The gods worshipped at Petra were notably Dushara and Al-‘Uzzá, who became one of the three chief goddesses of Arabian religion in pre-Islamic times and was worshiped by the pre-Islamic Arabs along with Allāt and Manāt as the three chief goddesses of Mecca.

The Nabataeans equated her with the Greek goddess Aphrodite Ourania (Roman Venus Caelestis). She assumed attributes of Isis, Tyche, and Aphrodite and superseded her sisters in importance

A stone cube at aṭ-Ṭā’if (near Mecca) was held sacred as part of her cult. She is mentioned in the Qur’an Sura 53:19 as being one of the goddesses that people worshiped. Al-‘Uzzá, like Hubal, was called upon for protection by the pre-Islamic Quraysh.

Shortly after the Conquest of Mecca, Muhammad began aiming at eliminating the last idols reminiscent of pre-Islamic practices. The temple dedicated to al-‘Uzzá and the statue itself was destroyed by Khalid ibn al Walid in Nakhla in 630 AD.

Allat, also spelled Allatu, Alilat, Allāt, and al-Lāt, which is Arabic for “Goddess” appears to indicate that she was the pre-Islamic consort of Allah, and therefore the Arabic equivalent of Elat or Asherah, the traditional consort of the Semitic god El.

In older sources, she is identified with the Sumerian goddess Ereshkigal. Especially in older sources, Allat is an alternative name of the Mesopotamian goddess of the underworld. She was reportedly also venerated in Carthage under the name Allatu.

Allatu (Allatum) is an underworld goddess modeled after the Mesopotamic goddess Ereshkigal and worshipped by Western Semitic peoples, including the Carthaginians. She also may be equate with the Canaanite goddess Arsay.

The Nabataeans of Petra and the people of Hatra equated her with the Greek Athena and Tyche and the Roman Minerva. She is frequently called “the Great Goddess” in Greek in multi-lingual inscriptions.

The Nabataeans believed al-Lāt was the mother of Hubal, a god worshipped in pre-Islamic Arabia, notably at the Kaaba in Mecca, and hence the mother-in-law of Manāt.

The shrine and temple dedicated to al-Lat in Taif was demolished on the orders of Muhammad, during the Expedition of Abu Sufyan ibn Harb, in the same year as the Battle of Tabuk (which occurred in October 630 AD).

The destruction of the idol was a demand by Muhammad before he would allow any reconciliation to take place with the tribes of Taif, who were under his siege.

The pre-Islamic Arabs believed Manāt to be the goddess of fate. The followers prayed to her for rains and victory over enemies. She was possibly connected to the Mesopotamian goddess Ishtar, who also had the title Menītu/Menūtu.
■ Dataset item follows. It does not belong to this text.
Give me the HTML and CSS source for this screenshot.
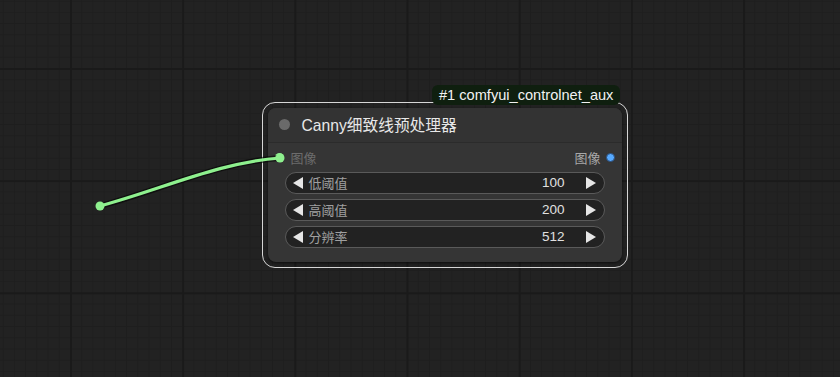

She was known by the cognate name Manawat to the Nabataeans of Petra (in Jordan), who equated her with the Graeco-Roman goddess Nemesis, and she was considered the wife of Hubal. There are also connections with Chronos of Mithraism and Zurvan mythology.

The ruling tribes of al-Madinah, and other Arabs, continued to worship Manat until the time of Muhammad. The temple of Manat was raided and the idol was destroyed on the orders of Muhammad, in the Raid of Sa’d ibn Zaid al-Ashhali in the vicinity of al-Mushallal in 630 AD.

The origins of the cult of Hubal are uncertain, but the name is found in inscriptions from Nabataea in northern Arabia (across the territory of modern Syria and Iraq). The specific powers and identity attributed to Hubal are equally unclear.

Access to the idol was controlled by the Quraysh tribe. The god’s devotees fought against followers of the Islamic prophet Muhammad during the Battle of Badr in 624 CE. After Muhammad entered Mecca in 630 CE, he removed the statue of Hubal from the Kaaba along with the idols of all the other pagan gods.

John F. Healey in The Religion of the Nabataeans (2001) accepts the Nabataean origins of the god, but says there is little evidence of Hubal’s mythological role, but that it is possible that he was closely linked to Dushara in some way.

According to the early Christian bishop Epiphanius of Salamis (c. 315–403), Chaabou or Kaabu was a goddess in the Nabataean pantheon—a virgin who gave birth to the god Dusares.

However, Epiphanus likely mistook the word ka’abu (“cube”, etymologically related to the name of the Kaaba), referring to the stone blocks used by the Nabateans to represent Dusares and possibly other deities, for the proper name of a goddess.

His report that Chaabou was a virgin was likely influenced by his desire to find a parallel to the Christian belief in the virgin birth of Jesus, and by the similarity of the words ka’bah and ka’ibah (“virgin”) in Arabic, a language closely related to that spoken by the Nabateans.

Dushara (“Lord of the Mountain”), also transliterated as Dusares, was a deity in the ancient Middle East worshipped by the Nabataeans at Petra and Madain Saleh (of which city he was the patron).

In Greek times, he was associated with Zeus because he was the chief of the Nabataean pantheon as well as with Dionysus. His sanctuary at Petra contained a great temple in which a large cubical stone was the centrepiece.